Il Catalogo dei viventi 2007, 6 luglio 2011
TABACCI
Bruno Quistello (Mantova) 27 agosto 1946. Politico. Deputato. Dell’Udc • Laureato in Economia e commercio, dirigente nella pubblica amministrazione.
Deputato dal 92 • «L’appellativo di “bulldozer” se lo è guadagnato sul campo nel corso di trent’anni di scontri dentro la Dc. Al partito si iscrisse nel lontano 64, a 18 anni.
Era il pupillo dell’ex partigiano Marcora (“il mio unico maestro”), uno dei padri della sinistra democristiana, il fondatore della corrente di
Base. Segretario della Dc lombarda, nell’87 divenne presidente della Regione per volere di Ciriaco De Mita. Nel 92 sbarcò a Montecitorio ma finì nelle reti di Tangentopoli. A chi adesso glielo ricorda con malizia, risponde
con uno scatto: “Ho subìto due processi e sono stato assolto in entrambi per reati come il finanziamento
illecito dei partiti, reati per i quali qualcuno a Botteghe Oscure se la
sarebbe cavata con un sorriso”. è fatto così: orgoglioso, spigoloso. è anche convinto di non dovere molto a Berlusconi e alla Casa delle Libertà: “Sono rientrato in Parlamento dalla porta principale, perché gli elettori mi hanno riconosciuto a distanza di anni...”. Vero: è passato nel maggioritario, strappando all’Ulivo il collegio di Castiglione delle Stiviere (Mantova)» (Fiorenza Sarzanini)

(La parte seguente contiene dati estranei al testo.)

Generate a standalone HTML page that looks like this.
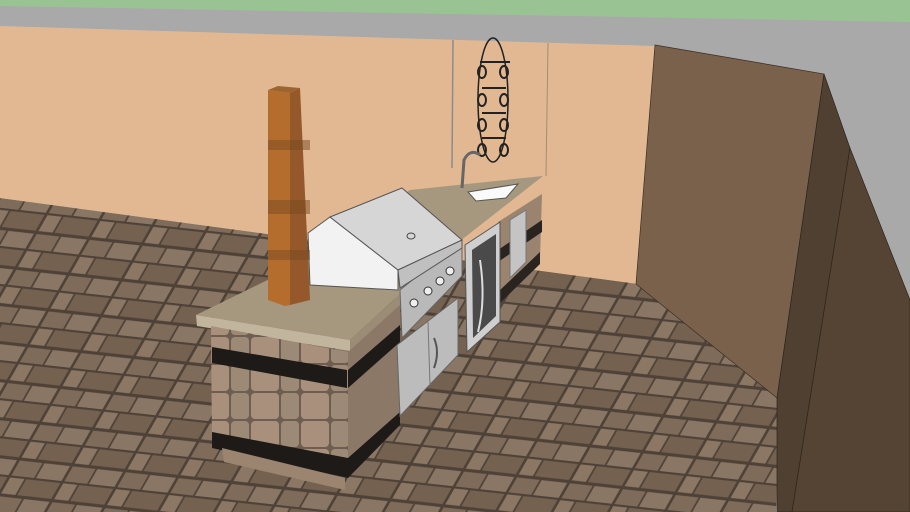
<!DOCTYPE html>
<html><head><meta charset="utf-8"><style>html,body{margin:0;padding:0;width:910px;height:512px;overflow:hidden;background:#a9a9a9}svg{display:block}</style></head><body>
<svg width="910" height="512" viewBox="0 0 910 512" xmlns="http://www.w3.org/2000/svg">
<defs>
<pattern id="tiles" width="56" height="36" patternUnits="userSpaceOnUse" patternTransform="skewX(-25) rotate(6)">
<rect width="56" height="36" fill="#4e4238"/>
<rect x="1.5" y="1.5" width="24" height="15" fill="#7f6b59"/>
<rect x="27.5" y="1.5" width="27" height="15" fill="#8a7664"/>
<rect x="1.5" y="18.5" width="15" height="16" fill="#8c7765"/>
<rect x="18.5" y="18.5" width="36" height="16" fill="#746150"/>
</pattern>
<pattern id="stone" width="50" height="28" patternUnits="userSpaceOnUse">
<rect width="50" height="28" fill="#6e5d50"/>
<rect x="1" y="1" width="28" height="26" rx="4" fill="#a8907c"/>
<rect x="31" y="1" width="18" height="26" rx="4" fill="#9d8a76"/>
</pattern>
</defs>
<rect width="910" height="512" fill="#a9a9a9"/>
<polygon points="0,0 910,0 910,22 0,6" fill="#9ac394"/>
<!-- floor -->
<polygon points="0,198 640,284 780,398 776,512 0,512" fill="url(#tiles)"/>
<!-- back wall -->
<polygon points="0,26 656,46 638,284 0,198" fill="#e2b893"/>
<line x1="453" y1="40" x2="452" y2="168" stroke="#8c8c8c" stroke-width="1.5"/>
<line x1="548" y1="43" x2="546" y2="176" stroke="#a08c78" stroke-width="1"/>
<!-- right walls -->
<polygon points="655,45 824,74 777,398 636,284" fill="#7a614c" stroke="#3a2e24" stroke-width="0.7"/>
<polygon points="824,74 850,148 792,512 777,512 777,398" fill="#4f4032" stroke="#2e241c" stroke-width="0.7"/>
<polygon points="850,148 910,300 910,512 792,512" fill="#554434" stroke="#2e241c" stroke-width="0.7"/>
<!-- wine rack -->
<ellipse cx="493" cy="100" rx="15" ry="62" fill="none" stroke="#222" stroke-width="1.5"/>
<g stroke="#222" stroke-width="2" fill="none">
<ellipse cx="482" cy="72" rx="4" ry="6"/><ellipse cx="504" cy="72" rx="4" ry="6"/>
<ellipse cx="482" cy="100" rx="4" ry="6"/><ellipse cx="504" cy="100" rx="4" ry="6"/>
<ellipse cx="482" cy="125" rx="4" ry="6"/><ellipse cx="504" cy="125" rx="4" ry="6"/>
<ellipse cx="482" cy="150" rx="4" ry="6"/><ellipse cx="504" cy="150" rx="4" ry="6"/>
<line x1="480" y1="62" x2="510" y2="62"/><line x1="482" y1="88" x2="506" y2="88"/><line x1="482" y1="113" x2="506" y2="113"/><line x1="482" y1="138" x2="506" y2="138"/>
</g>
<!-- right cabinets -->
<polygon points="498,222 542,194 540,258 498,300" fill="#9a8470"/>
<polygon points="498,250 542,220 542,232 498,262" fill="#2a2420"/>
<polygon points="498,292 540,252 540,264 498,305" fill="#2a2420"/>
<polygon points="510,220 526,210 526,262 510,278" fill="#c4c4c4" stroke="#777"/>
<!-- fridge -->
<polygon points="465,245 500,222 500,322 467,352" fill="#cfcfcf" stroke="#555"/>
<polygon points="472,250 496,234 496,316 473,338" fill="#4a4a4a"/>
<path d="M480 260 Q486 300 478 332" stroke="#ddd" stroke-width="2" fill="none"/>
<!-- counter -->
<polygon points="196,315 292,268 410,190 543,176 455,245 400,294 350,340" fill="#a6977f"/>
<polygon points="196,315 350,340 350,351 197,326" fill="#c2b59d"/>
<polygon points="350,340 400,294 400,305 350,352" fill="#9b8c76"/>
<!-- stone island front -->
<polygon points="211,326 348,352 348,478 212,447" fill="url(#stone)"/>
<polygon points="212,347 347,370 347,388 212,363" fill="#1e1a17"/>
<polygon points="212,432 348,458 348,478 212,448" fill="#1e1a17"/>
<polygon points="222,448 345,478 345,490 224,462" fill="#9b8470"/>
<polygon points="348,352 400,305 400,418 348,478" fill="#8c7866"/>
<polygon points="348,370 400,325 400,342 348,388" fill="#1e1a17"/>
<polygon points="348,458 400,412 400,425 348,478" fill="#1e1a17"/>
<!-- grill doors -->
<polygon points="397,345 458,298 458,355 400,416" fill="#bcbcbc" stroke="#666"/>
<line x1="428" y1="322" x2="430" y2="385" stroke="#777"/>
<path d="M434 338 Q440 352 434 368" stroke="#555" stroke-width="2" fill="none"/>
<!-- grill panel -->
<polygon points="400,290 462,240 462,276 402,338" fill="#b9b9b9" stroke="#666"/>
<g fill="#eee" stroke="#333"><circle cx="414" cy="303" r="4"/><circle cx="428" cy="291" r="4"/><circle cx="440" cy="281" r="4"/><circle cx="450" cy="271" r="4"/></g>
<!-- grill hood -->
<polygon points="308,233 330,217 398,270 398,290 310,285" fill="#f2f2f2" stroke="#555"/>
<polygon points="330,217 402,188 462,240 398,270" fill="#d6d6d6" stroke="#555"/>
<polygon points="398,270 462,240 462,248 400,288" fill="#c0c0c0" stroke="#555"/>
<ellipse cx="411" cy="236" rx="4" ry="3" fill="none" stroke="#444"/>
<!-- sink & faucet -->
<polygon points="468,192 518,184 506,198 476,201" fill="#fafafa" stroke="#555"/>
<path d="M462 188 L464 160 Q470 148 480 155" stroke="#666" stroke-width="3" fill="none"/>
<!-- post -->
<polygon points="268,90 290,93 290,305 285,306 268,300" fill="#b46d2c"/>
<polygon points="290,93 300,88 310,300 290,305" fill="#94582a"/>
<polygon points="268,90 278,86 300,88 290,93" fill="#9c6430"/>
<g fill="#7a4a22" opacity=".5"><rect x="268" y="140" width="42" height="10"/><rect x="268" y="200" width="42" height="14"/><rect x="268" y="250" width="42" height="10"/></g>
</svg>
</body></html>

• «Non avendo tessere da gestire, né parlamentari cui far riferimento, era considerato nell’Udc un “non allineato”, così distante da Pier Ferdinando Casini, di cui non ha mai subito l’influenza carismatica. Era sempre in guerra con Giulio Tremonti, e non passava
giorno senza una critica alla politica economica di via XX settembre. Ma all’indomani del crac Parmalat, quando parve evidente il tracollo del sistema, il
presidente della Camera si affrettò a chiamarlo. Seguito a ruota dal ministro dell’Economia. Casini pensò a lui per garantire al Parlamento un ruolo nella crisi e impedire che la
vicenda fosse gestita solo dal governo, in un rapporto diretto e senza
mediazioni con il parco buoi dei risparmiatori, traditi e rapinati. Tremonti
pensò a lui quando decise di organizzare il famoso incontro riservato tra politici e
pezzi di establishment, ribattezzato come il “patto dell’Aspen”» (Francesco Verderami).